Our journey into death continued with Granados’s Goyescas No. 5 – El amor y la muerte: Balada (Love and Death Ballad). Granados based this suite on paintings of Goya, and there is an actual drawing by this title that depicts a young soldier dying in the arms of his beloved, a sword at his feet. The piano here appears to be a mere extension of the pianist, as the music dissolves from tenderness into passion, into tragedy and despair and pain and back into longing and love. The theme vaguely suggests the “Maiden and the Nightingale” another part of the suite. MCL reveled in the theatrically depressing intensity.

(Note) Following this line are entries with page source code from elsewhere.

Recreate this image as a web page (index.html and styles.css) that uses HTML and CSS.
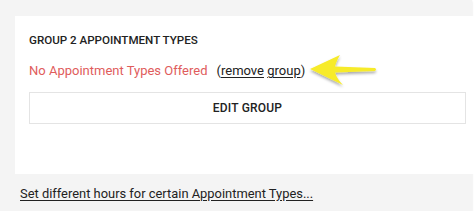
FILE: index.html
```html
<!DOCTYPE html>
<html>
<head>
<meta charset="utf-8">
<link rel="stylesheet" href="styles.css">
</head>
<body>
<div class="panel">
  <div class="card">
    <h2 class="title">GROUP 2 APPOINTMENT TYPES</h2>
    <div class="status">
      <span class="none">No Appointment Types Offered</span>
      <span class="remove">(<a href="#">remove</a> <a href="#">group</a>)</span>
      <svg class="arrow" width="74" height="38" viewBox="0 0 74 38">
        <defs>
          <filter id="sh" x="-20%" y="-30%" width="140%" height="160%">
            <feGaussianBlur in="SourceAlpha" stdDeviation="1.5"/>
            <feOffset dx="0" dy="1.5"/>
            <feComponentTransfer><feFuncA type="linear" slope="0.35"/></feComponentTransfer>
            <feMerge><feMergeNode/><feMergeNode in="SourceGraphic"/></feMerge>
          </filter>
        </defs>
        <path d="M2 17 L32 3 Q28 10 27 14.5 L67 16 Q69 17.5 67 19 L27 20.5 Q29 27 35 33 Z" fill="#f7eb2a" filter="url(#sh)"/>
      </svg>
    </div>
    <button class="edit">EDIT GROUP</button>
  </div>
  <div class="footer">
    <a href="#" class="hours">Set different hours for certain Appointment Types...</a>
  </div>
</div>
</body>
</html>
```
FILE: styles.css
```css
html, body {
  margin: 0;
  padding: 0;
  background: #ffffff;
}
body {
  font-family: Roboto, "Noto Sans", sans-serif;
  color: #222222;
}
.panel {
  width: 472px;
  background: #f4f4f4;
  padding: 16px 0 0 15px;
  box-sizing: border-box;
  box-shadow: 0 1px 2px rgba(0,0,0,0.12);
}
.card {
  background: #ffffff;
  padding: 18px 8px 50px 14px;
  margin-right: -2px;
}
.title {
  margin: 0;
  font-size: 11.6px;
  font-weight: 500;
  line-height: 13px;
  color: #222222;
}
.status {
  position: relative;
  display: flex;
  align-items: baseline;
  margin-top: 16px;
  font-size: 13px;
  line-height: 16px;
}
.none {
  color: #e05c5c;
}
.remove {
  margin-left: 9px;
  color: #222222;
}
.remove a {
  color: #222222;
  text-decoration: underline;
  text-underline-offset: 2px;
}
.arrow {
  position: absolute;
  left: 279px;
  top: -11px;
}
.edit {
  display: block;
  width: 100%;
  margin-top: 13px;
  height: 32px;
  background: #ffffff;
  border: 1.5px solid #e4e4e4;
  font-family: inherit;
  font-size: 12px;
  font-weight: 500;
  color: #222222;
  letter-spacing: 0.2px;
}
.footer {
  padding: 13px 0 12px 5px;
  line-height: 11px;
}
.hours {
  font-size: 12.9px;
  color: #222222;
  text-decoration: underline;
  text-underline-offset: 2px;
}
```
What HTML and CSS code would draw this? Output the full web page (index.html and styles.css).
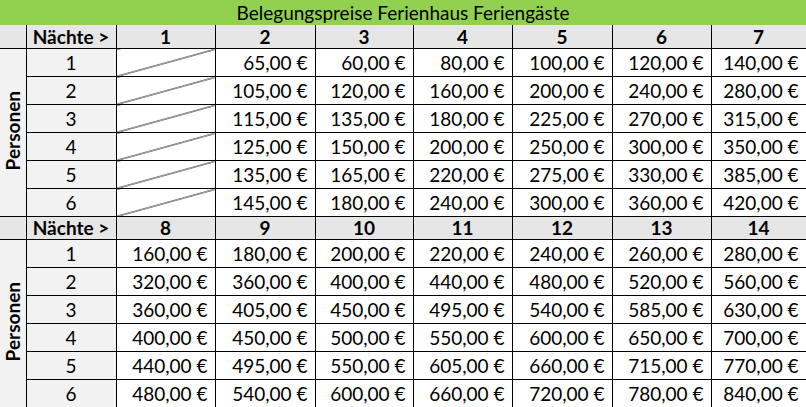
FILE: index.html
```html
<!DOCTYPE html>
<html lang="de">
<head>
<meta charset="utf-8">
<title>Belegungspreise Ferienhaus Feriengäste</title>
<link rel="stylesheet" href="styles.css">
</head>
<body>
<table class="prices">
  <colgroup>
    <col class="c-side"><col class="c-label"><col class="c-a"><col class="c-b"><col class="c-c"><col class="c-a"><col class="c-b"><col class="c-a"><col class="c-last">
  </colgroup>
  <tr class="title-row"><td colspan="9">Belegungspreise Ferienhaus Feriengäste</td></tr>
  <tr class="head-row">
    <th class="corner"></th><th>Nächte &gt;</th><th>1</th><th>2</th><th>3</th><th>4</th><th>5</th><th>6</th><th>7</th>
  </tr>
  <tr class="data-row">
    <th class="side" rowspan="6"><span>Personen</span></th>
    <td class="num">1</td><td class="empty"></td><td>65,00 €</td><td>60,00 €</td><td>80,00 €</td><td>100,00 €</td><td>120,00 €</td><td>140,00 €</td>
  </tr>
  <tr class="data-row"><td class="num">2</td><td class="empty"></td><td>105,00 €</td><td>120,00 €</td><td>160,00 €</td><td>200,00 €</td><td>240,00 €</td><td>280,00 €</td></tr>
  <tr class="data-row"><td class="num">3</td><td class="empty"></td><td>115,00 €</td><td>135,00 €</td><td>180,00 €</td><td>225,00 €</td><td>270,00 €</td><td>315,00 €</td></tr>
  <tr class="data-row"><td class="num">4</td><td class="empty"></td><td>125,00 €</td><td>150,00 €</td><td>200,00 €</td><td>250,00 €</td><td>300,00 €</td><td>350,00 €</td></tr>
  <tr class="data-row"><td class="num">5</td><td class="empty"></td><td>135,00 €</td><td>165,00 €</td><td>220,00 €</td><td>275,00 €</td><td>330,00 €</td><td>385,00 €</td></tr>
  <tr class="data-row"><td class="num">6</td><td class="empty"></td><td>145,00 €</td><td>180,00 €</td><td>240,00 €</td><td>300,00 €</td><td>360,00 €</td><td>420,00 €</td></tr>
  <tr class="head-row head-row-2">
    <th class="corner"></th><th>Nächte &gt;</th><th>8</th><th>9</th><th>10</th><th>11</th><th>12</th><th>13</th><th>14</th>
  </tr>
  <tr class="data-row">
    <th class="side" rowspan="6"><span>Personen</span></th>
    <td class="num">1</td><td>160,00 €</td><td>180,00 €</td><td>200,00 €</td><td>220,00 €</td><td>240,00 €</td><td>260,00 €</td><td>280,00 €</td>
  </tr>
  <tr class="data-row"><td class="num">2</td><td>320,00 €</td><td>360,00 €</td><td>400,00 €</td><td>440,00 €</td><td>480,00 €</td><td>520,00 €</td><td>560,00 €</td></tr>
  <tr class="data-row"><td class="num">3</td><td>360,00 €</td><td>405,00 €</td><td>450,00 €</td><td>495,00 €</td><td>540,00 €</td><td>585,00 €</td><td>630,00 €</td></tr>
  <tr class="data-row"><td class="num">4</td><td>400,00 €</td><td>450,00 €</td><td>500,00 €</td><td>550,00 €</td><td>600,00 €</td><td>650,00 €</td><td>700,00 €</td></tr>
  <tr class="data-row"><td class="num">5</td><td>440,00 €</td><td>495,00 €</td><td>550,00 €</td><td>605,00 €</td><td>660,00 €</td><td>715,00 €</td><td>770,00 €</td></tr>
  <tr class="data-row"><td class="num">6</td><td>480,00 €</td><td>540,00 €</td><td>600,00 €</td><td>660,00 €</td><td>720,00 €</td><td>780,00 €</td><td>840,00 €</td></tr>
</table>
</body>
</html>
```
FILE: styles.css
```css
html, body {
  margin: 0;
  padding: 0;
  background: #ffffff;
  overflow: hidden;
}

body {
  font-family: Lato, "Open Sans", sans-serif;
  font-size: 19px;
  color: #000000;
}

.prices {
  border-collapse: collapse;
  table-layout: fixed;
  width: 806px;
}

.c-side { width: 26px; }
.c-label { width: 90px; }
.c-a { width: 99px; }
.c-b { width: 100px; }
.c-c { width: 98px; }
.c-last { width: 95px; }

.prices td,
.prices th {
  padding: 0 7px 0 0;
  border: 1px solid #000000;
  text-align: right;
  white-space: nowrap;
  line-height: 20px;
  overflow: hidden;
}

.title-row td {
  background: #92d050;
  text-align: center;
  border: none;
  height: 25px;
  padding: 0;
  line-height: 24px;
}

.head-row th {
  background: #e7e6e6;
  text-align: center;
  font-weight: 700;
  padding: 0;
  height: 23px;
  border-top: none;
}

.head-row-2 th {
  height: 22px;
}

.head-row .corner {
  border-left: none;
  background: #e7e6e6;
}

.data-row td {
  height: 27px;
}

.data-row .num {
  background: #f2f2f2;
  text-align: center;
  padding: 0;
}

.side {
  background: #f2f2f2;
  border-left: none !important;
  padding: 0 !important;
  text-align: center !important;
  vertical-align: middle;
  font-weight: 700;
}

.side span {
  display: inline-block;
  writing-mode: vertical-rl;
  transform: rotate(180deg);
  line-height: 24px;
}

.empty {
  background: linear-gradient(to bottom right, transparent calc(50% - 0.8px), #000000 50%, transparent calc(50% + 0.8px));
}
```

In Après une lecture du Dante: Fantasia quasi sonata from the Années de pèlerinage, Abbe Liszt’s addresses the battle of good and evil as he did in his numerous Mephisto Waltzes, the Totentanz, the Funeral March Sonata, and a host of religious pieces composed in the 1850s. He completed the Dante Sonata in 1849, though he began to develop the theme in 1830. It starts with augmented 4ths, the Devil’s interval, and the first theme arrives in D minor, the key of death… of souls awaiting hell. In contrast, the F-sharp major second theme depicts heaven. The Sonata closes in the hopeful key of D major, exploring the mystery of the afterlife. Meng-Chieh Liu, the perfect interpreter, made much of how refining struggle summons hope. Though technically challenging on so many levels, even more significantly, it demands emotional maturity. It has been said that great art comes from great pain and suffering, and perhaps that is true, for how else to explain this human understanding Liu takes from his personal experience to Liszt’s eventful journey.

Responding to cheers and bouquets, MCL encored with Chopin’s posthumous C-sharp Minor Nocturne, made world famous in the movie “The Pianist.” From his superb phrasing of the melody to the even-though-romantic trills and the pearly ascending and descending scales at the end, and especially in the unexpected tiny pauses that add such poignancy, this high priest of the keyboard left us with a rarefied blessing.

Sibylle Barrasso is a long time piano student of Robert Poli. She has played in piano competitions in Pickman Hall and Chicago, is on the board of directors of the Boston Piano Amateurs Association and has played for audiences in the Boston Symphony Cafe for over ten years.